Terjemahan bebasnya: dalam mengalahkan musuh atau lawan, Â jangan sampai membuat lawan merasa direndahkan, baik direndahkan martabat atau harga dirinya.
Salah satu contoh penerapannya: ketika kita memenangkan dalam suatu pertandingan/lomba atau persaingan apapun maka kita perlu tetap rendah hati dan selalu menghargai lawan tanpa terkesan meremehkannya.
- "Aja golek menange dewe, dalan gawat becik disimpang"
Terjemahan bebasnya: jangan selalu mencari menang sendiri, agar tidak terjadi sesuatu yang tidak diinginkan, jangan pula melibatkan diri didalam perdebatan dengan orang yang maunya menangan sendiri.
Salah satu contoh penerapannya: dalam pergaulan di segala bidang janganlah egois, merasa paling hebat, paling benar (baca: orang lain dianggap tidak ada artinya). Dalam rapat organisasi atau kehidupan bersama misalnya, seyogyanya kita tidak perlu menyalahkan, tetapi cukup saling memahami sehingga terbangun kepentingan yang sama. Sebaiknya kita menghindari atau menjauhkan diri dari perdebatan orang yang berkarakter selalu merasa paling benar.
- "Kudu angon wektu, tumindak kudu manut kala mangsa"
- Terjemahan bebasnya: seharusnya kita selalu memperhatikan waktu (suasana dan tempat) dalam segala hal, setiap perilaku maupun tindakan harus dan selalu mempertimbangkan situasi maupun kondisi.

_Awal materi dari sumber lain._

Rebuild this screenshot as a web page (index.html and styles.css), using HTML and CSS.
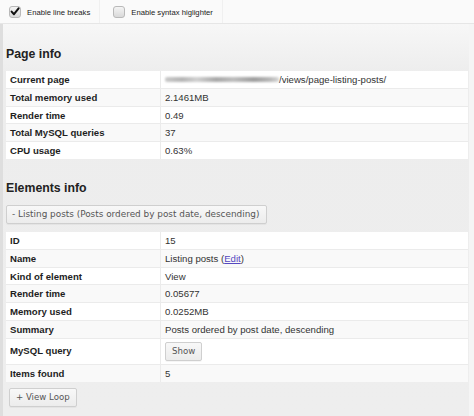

Salah satu contoh penerapannya: apabila kita melakukan berbagai aktivitas dan tindakan apapun tidaklah asal-asalan atau semau gue, segalanya harus disesuaikan dengan situasi dan kondisinya. Dalam bertindak atau berperilaku harus selalu mempertimbangkan timing yang tepat.
- "Wong golek kemakmuran iku ora klebu kadonyan. Sing sapa ngegungake bandhane, wirang lamun sirna bandhane"
Terjemahan bebasnya: orang yang mencari kesejahteraan itu bukan hanya menyangkut materi atau  keduniawian. Siapa saja yang membanggakan kekayaan atau materi, akan malu apabila di waktu kemudian kekayaannya itu hilang.
Salah satu contoh penerapannya: didalam kita bekerja memang bertujuan untuk mencapai kesejahteraan. Namun kesejahteraan tidak hanya diukur dengan materi atau keduniawian belaka. Konsep Jawa menerapkan keseimbangan bahwa sejahtera itu menyangkut lahir dan batin. Orang yang berlimpah kekayaan berupa materi -- belum tentu sejahtera batinnya. Karena materi itu sifatnya hanya sementara dan suatu saat akan sirna. Itu sebabnya, kita tidak perlu selalu mengagungkan materi dalam kehidupan ini.
Dekian sekelumit nasehat-nasehat yang tercakup dalam budaya Jawa yang bisa penulis bagikan, masih banyak lagi nasehat lain yang bisa dipahami sebagai tuntunan dalam bersikap dan berperilaku.
Disini penulis berharap dari rekan-rekan kompasianer yang tersebar luas, terutama yang berada di lain daerah untuk menuliskan hal serupa, utamanya menyangkut budaya masing-masing sehingga kita bisa saling berbagi, saling melengkapi sekaligus ikut menggambarkan dan melestarikan khazanah budaya Indonesia.